Hacker News new | ask | show | jobs
by cmatthias 1255 days ago
Why does the Go team and/or Google think that it's acceptable to not respect robots.txt and instead DDoS git repositories by default, unless they get put on a list of "special case[s] to disable background refreshes"?

Why was the author of the post banned without notice from the Go issue tracker, removing what is apparently the only way to get on this list aside from emailing you directly?

Do you, personally, find any of this remotely acceptable?

3 comments

FWIW I don't think this really fits into robots.txt. That file is mostly aimed at crawlers. Not for services loading specific URLs due to (sometimes indirect) user requests.

...but as a place that could hold a rate limit recommendation it would be nice since it appears that the Git protocol doesn't really have the equivalent of a Cache-Control header.

> Not for services loading specific URLs due to (sometimes indirect) user requests.

A crawler has a list of resources it periodically checks to see if it changed, and if it did, indexes it for user requests.

Contrary to this totally-not-a-crawler, with its own database of existing resources, that periodically checks if anything changed, and if it did, caches content and builds chescksums.

I'm taking the OP at his word here, but he specifically claims that the proxy service making these requests will also make requests independent of a `go get` or other user-initiated action, sometimes to the tune of a dozen repos at once and 2500 requests per hour. That sounds like a crawler to me, and even if you want to argue the semantic meaning of the word "crawler," I strongly feel that robots.txt is the best available solution to inform the system what its rate limit should be.
When I mean crawler I mean something that discovers new pages. Refreshing the same URL isn't really crawling.

But yes, it may be the best available solution in this case, even if I would argue that it isn't really it's main purpose.

After reading this and your response to a sibling comment I wholeheartedly disagree with you on both the specific definition of the word crawler and what the "main purpose" of robots.txt is, but glad we can agree that Google should be doing more to respect rate limits :)
What you're thinking about, in my opinion, is best referred to as a spider.
As annoying as it is, there is precedent for this opinion with RSS aggregator websites like Feedly. They discover new feed URLs when their users add them, and then keep auto-refreshing them without further explicit user interaction. They don't respect robots.txt either.
I wouldn't expect or want an RSS aggregator to respect robots.txt for explicitly added feeds. That is effectively a human action asking for that feed to be monitored so robots.txt doesn't apply.

What would be good is respecting `Cache-Control`, which unfortunately many RSS clients don't, and just pick a schedule and poll on it.

robots.txt was originally created to include such bots. That they think they don't need to respect it goes against the original intent.

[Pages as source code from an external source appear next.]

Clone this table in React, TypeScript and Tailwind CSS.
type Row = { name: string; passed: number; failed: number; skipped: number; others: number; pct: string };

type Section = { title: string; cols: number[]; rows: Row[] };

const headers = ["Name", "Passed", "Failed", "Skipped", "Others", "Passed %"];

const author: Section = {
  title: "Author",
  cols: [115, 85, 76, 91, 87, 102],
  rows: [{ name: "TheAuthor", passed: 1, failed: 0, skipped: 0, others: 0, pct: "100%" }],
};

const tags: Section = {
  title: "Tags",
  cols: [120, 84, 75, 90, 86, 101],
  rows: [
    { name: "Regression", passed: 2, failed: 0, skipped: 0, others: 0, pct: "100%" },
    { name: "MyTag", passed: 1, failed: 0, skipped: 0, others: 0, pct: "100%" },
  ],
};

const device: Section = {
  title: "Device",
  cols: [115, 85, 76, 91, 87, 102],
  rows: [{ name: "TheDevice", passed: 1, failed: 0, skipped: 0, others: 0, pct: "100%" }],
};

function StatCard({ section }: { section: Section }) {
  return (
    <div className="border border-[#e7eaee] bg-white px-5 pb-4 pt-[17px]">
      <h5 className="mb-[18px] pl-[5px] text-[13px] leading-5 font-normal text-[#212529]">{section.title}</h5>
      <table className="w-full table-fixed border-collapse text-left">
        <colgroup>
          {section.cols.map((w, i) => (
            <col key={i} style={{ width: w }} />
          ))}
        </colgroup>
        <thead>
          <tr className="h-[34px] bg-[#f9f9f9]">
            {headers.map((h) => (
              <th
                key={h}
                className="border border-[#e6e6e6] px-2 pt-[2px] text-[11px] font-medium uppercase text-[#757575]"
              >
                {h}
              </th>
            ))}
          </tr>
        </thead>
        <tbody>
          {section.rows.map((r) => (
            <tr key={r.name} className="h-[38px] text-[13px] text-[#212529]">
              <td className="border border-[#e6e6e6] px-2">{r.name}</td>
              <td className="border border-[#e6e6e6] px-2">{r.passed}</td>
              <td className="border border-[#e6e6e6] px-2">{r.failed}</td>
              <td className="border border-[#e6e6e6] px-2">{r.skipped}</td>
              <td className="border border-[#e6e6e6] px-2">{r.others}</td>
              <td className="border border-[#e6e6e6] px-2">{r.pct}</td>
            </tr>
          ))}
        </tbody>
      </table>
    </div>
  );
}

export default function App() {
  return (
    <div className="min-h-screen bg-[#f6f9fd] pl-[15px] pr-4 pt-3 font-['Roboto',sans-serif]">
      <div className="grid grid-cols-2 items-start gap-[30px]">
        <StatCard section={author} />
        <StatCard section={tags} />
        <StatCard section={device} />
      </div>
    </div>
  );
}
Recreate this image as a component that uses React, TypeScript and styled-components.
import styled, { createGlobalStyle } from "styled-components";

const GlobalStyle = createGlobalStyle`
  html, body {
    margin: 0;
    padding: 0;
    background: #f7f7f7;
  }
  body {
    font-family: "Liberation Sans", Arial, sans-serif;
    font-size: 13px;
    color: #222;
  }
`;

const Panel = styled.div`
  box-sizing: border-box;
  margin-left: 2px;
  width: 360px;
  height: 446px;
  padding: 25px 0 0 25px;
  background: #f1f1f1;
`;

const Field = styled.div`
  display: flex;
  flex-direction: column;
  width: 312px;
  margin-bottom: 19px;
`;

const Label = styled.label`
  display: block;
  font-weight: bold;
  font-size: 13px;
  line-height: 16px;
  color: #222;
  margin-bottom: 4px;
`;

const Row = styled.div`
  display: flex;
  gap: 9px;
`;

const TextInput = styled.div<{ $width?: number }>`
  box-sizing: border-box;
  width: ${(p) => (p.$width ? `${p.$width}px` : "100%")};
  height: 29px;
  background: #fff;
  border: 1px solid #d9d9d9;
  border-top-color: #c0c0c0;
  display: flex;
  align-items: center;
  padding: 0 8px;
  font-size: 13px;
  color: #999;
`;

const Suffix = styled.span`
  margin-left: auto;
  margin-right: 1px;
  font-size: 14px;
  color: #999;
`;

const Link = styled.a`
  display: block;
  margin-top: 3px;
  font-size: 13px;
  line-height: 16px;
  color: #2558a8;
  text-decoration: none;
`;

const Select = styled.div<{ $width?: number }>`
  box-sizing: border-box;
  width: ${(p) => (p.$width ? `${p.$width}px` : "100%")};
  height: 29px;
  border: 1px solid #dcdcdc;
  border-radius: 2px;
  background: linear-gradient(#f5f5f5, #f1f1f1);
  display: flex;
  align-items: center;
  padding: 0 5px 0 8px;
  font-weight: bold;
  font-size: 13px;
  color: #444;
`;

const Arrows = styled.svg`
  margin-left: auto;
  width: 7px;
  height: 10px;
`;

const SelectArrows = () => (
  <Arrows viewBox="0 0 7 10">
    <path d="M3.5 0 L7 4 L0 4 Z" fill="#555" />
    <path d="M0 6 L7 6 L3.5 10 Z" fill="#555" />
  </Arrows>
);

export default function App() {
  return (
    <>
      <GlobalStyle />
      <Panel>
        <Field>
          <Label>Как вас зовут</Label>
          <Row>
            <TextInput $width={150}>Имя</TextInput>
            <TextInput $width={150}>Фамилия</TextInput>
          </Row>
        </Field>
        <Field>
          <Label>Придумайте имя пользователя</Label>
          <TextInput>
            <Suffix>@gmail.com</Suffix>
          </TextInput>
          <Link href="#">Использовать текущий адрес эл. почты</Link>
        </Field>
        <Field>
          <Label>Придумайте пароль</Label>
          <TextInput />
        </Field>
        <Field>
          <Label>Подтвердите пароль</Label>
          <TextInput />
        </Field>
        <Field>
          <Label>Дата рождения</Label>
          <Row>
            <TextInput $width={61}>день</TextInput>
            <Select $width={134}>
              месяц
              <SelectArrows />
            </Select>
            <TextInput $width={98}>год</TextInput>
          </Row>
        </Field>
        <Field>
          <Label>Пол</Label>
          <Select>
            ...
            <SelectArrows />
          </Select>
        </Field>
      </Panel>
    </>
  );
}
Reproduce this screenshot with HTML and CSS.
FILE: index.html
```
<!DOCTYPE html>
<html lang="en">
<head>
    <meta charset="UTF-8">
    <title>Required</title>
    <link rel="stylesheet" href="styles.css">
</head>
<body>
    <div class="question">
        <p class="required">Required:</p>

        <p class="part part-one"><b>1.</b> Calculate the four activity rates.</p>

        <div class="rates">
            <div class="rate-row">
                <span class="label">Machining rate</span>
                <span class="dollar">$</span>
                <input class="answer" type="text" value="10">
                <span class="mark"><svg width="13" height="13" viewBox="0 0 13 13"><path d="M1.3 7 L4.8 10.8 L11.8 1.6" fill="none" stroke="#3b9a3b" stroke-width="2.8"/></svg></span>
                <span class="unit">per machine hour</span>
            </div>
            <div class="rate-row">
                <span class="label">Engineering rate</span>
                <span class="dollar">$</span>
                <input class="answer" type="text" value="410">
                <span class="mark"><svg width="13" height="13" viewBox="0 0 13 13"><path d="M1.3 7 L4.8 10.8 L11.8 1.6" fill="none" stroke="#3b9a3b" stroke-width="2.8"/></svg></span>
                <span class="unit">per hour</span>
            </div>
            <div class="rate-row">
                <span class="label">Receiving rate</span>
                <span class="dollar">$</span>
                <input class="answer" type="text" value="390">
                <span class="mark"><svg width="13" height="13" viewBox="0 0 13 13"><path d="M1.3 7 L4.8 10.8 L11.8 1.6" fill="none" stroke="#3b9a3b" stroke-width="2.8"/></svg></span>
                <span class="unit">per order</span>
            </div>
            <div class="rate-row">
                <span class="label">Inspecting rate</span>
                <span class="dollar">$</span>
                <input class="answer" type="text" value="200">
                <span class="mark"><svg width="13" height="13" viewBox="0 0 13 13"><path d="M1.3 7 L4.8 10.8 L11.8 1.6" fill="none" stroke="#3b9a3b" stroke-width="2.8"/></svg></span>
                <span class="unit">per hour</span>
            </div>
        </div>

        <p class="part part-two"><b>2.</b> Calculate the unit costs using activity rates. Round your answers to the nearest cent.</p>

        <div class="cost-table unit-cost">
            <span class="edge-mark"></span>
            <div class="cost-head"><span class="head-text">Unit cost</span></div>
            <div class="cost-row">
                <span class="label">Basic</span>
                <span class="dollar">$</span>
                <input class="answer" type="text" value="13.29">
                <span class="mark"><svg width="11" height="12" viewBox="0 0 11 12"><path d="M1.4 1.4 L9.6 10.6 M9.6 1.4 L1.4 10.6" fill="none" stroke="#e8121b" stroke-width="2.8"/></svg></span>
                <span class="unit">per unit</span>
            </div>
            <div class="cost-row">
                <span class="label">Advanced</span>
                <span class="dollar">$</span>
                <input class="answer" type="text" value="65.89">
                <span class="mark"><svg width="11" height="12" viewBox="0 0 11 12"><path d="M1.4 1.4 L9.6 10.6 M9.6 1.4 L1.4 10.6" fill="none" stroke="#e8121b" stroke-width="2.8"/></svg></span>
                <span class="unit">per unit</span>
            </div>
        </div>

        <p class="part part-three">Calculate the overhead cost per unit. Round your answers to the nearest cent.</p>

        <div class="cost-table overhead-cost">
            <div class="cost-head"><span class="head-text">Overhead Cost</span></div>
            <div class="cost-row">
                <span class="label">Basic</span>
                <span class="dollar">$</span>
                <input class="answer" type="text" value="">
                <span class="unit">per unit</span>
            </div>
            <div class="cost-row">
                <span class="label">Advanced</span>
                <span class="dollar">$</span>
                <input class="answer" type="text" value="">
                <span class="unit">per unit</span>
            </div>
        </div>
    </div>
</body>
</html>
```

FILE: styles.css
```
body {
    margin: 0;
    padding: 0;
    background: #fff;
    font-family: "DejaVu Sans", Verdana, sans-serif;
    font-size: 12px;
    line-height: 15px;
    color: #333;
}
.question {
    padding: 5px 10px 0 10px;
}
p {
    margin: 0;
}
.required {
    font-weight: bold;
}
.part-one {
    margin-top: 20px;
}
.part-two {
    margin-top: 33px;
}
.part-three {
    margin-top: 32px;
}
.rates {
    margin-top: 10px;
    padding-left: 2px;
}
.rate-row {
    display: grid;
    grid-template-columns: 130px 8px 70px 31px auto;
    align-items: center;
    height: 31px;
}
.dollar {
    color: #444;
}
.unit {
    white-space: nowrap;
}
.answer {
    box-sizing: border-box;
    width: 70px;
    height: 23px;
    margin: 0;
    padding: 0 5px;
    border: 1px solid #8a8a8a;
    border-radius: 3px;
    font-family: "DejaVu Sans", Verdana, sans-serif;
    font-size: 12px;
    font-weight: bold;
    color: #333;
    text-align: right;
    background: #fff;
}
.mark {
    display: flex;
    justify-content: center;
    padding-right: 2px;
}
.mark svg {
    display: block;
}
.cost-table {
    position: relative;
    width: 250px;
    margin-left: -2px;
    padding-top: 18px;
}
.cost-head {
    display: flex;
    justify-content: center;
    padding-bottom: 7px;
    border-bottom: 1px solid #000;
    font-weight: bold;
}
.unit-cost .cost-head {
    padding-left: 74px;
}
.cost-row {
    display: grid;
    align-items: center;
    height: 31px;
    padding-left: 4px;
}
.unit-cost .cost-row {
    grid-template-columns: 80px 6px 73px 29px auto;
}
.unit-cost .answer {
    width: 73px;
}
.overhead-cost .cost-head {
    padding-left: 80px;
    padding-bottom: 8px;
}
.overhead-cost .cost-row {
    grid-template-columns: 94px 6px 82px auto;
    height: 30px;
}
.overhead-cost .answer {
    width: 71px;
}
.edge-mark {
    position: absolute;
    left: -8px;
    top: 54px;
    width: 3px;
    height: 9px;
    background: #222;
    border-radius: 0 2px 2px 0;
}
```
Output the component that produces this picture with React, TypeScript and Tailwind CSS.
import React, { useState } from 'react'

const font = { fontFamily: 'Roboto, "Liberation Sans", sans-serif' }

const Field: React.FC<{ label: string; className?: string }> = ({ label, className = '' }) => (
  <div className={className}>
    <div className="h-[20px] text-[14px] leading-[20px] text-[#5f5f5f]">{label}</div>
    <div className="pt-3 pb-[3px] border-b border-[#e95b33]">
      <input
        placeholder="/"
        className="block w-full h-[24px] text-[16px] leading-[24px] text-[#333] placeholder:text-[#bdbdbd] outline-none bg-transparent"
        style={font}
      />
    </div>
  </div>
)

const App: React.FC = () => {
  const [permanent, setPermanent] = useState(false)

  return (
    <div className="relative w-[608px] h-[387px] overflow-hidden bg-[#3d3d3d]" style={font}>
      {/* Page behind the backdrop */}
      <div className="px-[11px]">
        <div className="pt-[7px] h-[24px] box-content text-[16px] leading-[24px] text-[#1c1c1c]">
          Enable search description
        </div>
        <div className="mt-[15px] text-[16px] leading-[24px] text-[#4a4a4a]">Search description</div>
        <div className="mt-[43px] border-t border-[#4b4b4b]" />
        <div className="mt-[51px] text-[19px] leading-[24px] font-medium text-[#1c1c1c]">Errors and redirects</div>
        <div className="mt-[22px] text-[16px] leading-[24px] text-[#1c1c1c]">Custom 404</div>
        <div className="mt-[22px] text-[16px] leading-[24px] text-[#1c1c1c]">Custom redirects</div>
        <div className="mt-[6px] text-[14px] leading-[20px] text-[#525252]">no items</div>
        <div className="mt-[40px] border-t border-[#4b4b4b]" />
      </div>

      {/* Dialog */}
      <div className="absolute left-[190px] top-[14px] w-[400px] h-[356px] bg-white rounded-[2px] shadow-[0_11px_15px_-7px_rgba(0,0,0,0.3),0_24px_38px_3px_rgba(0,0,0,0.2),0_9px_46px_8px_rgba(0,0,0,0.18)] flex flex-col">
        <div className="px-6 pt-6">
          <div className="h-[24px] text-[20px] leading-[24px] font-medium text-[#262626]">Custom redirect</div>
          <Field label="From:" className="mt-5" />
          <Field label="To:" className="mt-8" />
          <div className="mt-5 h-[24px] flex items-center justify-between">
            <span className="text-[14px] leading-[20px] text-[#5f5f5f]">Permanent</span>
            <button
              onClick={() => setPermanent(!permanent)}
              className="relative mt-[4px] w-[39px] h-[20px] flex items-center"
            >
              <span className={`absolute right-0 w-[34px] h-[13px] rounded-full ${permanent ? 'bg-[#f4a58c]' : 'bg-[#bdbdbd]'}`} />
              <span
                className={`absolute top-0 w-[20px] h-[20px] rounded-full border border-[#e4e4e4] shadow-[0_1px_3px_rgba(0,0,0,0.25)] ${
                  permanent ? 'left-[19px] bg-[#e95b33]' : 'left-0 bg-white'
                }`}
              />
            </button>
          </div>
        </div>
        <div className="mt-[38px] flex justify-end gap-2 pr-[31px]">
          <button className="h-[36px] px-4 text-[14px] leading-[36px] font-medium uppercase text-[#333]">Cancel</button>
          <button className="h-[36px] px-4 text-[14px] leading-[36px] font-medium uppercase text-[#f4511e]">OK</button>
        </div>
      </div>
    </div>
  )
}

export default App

Eg: https://www.robotstxt.org/faq/kinds.html >"What's New" monitoring

I want my software to obey me, not someone else. If the software is discovering resources on its own, then obeying robots.txt is fair. But if the software is polling a resource I explicitly told it to, I would not expect it to make additional requests to fetch unrelated files such as a robots.txt
I can almost see both sides here... But ultimately when you are using someone else's resources, then not respecting their wishes (within reason) just makes you an asshole.
Going up the stack a bit this feels to me like the same sort of "we know better" mentality that said no one really needs generics.
Why should a git client respect an http standard such as robots.txt?
Google began pushing for it to become an Internet standard—explicitly to be applicable to any URI-driven Internet system, not just the Web—in 2019, and it was adopted as an Internet standard in 2022.

https://developers.google.com/search/blog/2019/07/rep-id

This is true but irrelevant to the parent's question -- in the article, it's made clear that Google's requests are happening over HTTP, which is the most obvious reason why robots.txt should be respected.
It's relevant because it attacks the premise of their objection.
Read the OP; it's obvious based on the references to robots.txt, the User-Agent header, returning a 429 response, etc, that most (all?) of Google's requests are doing git clones over http(s).
Because it uses HTTP.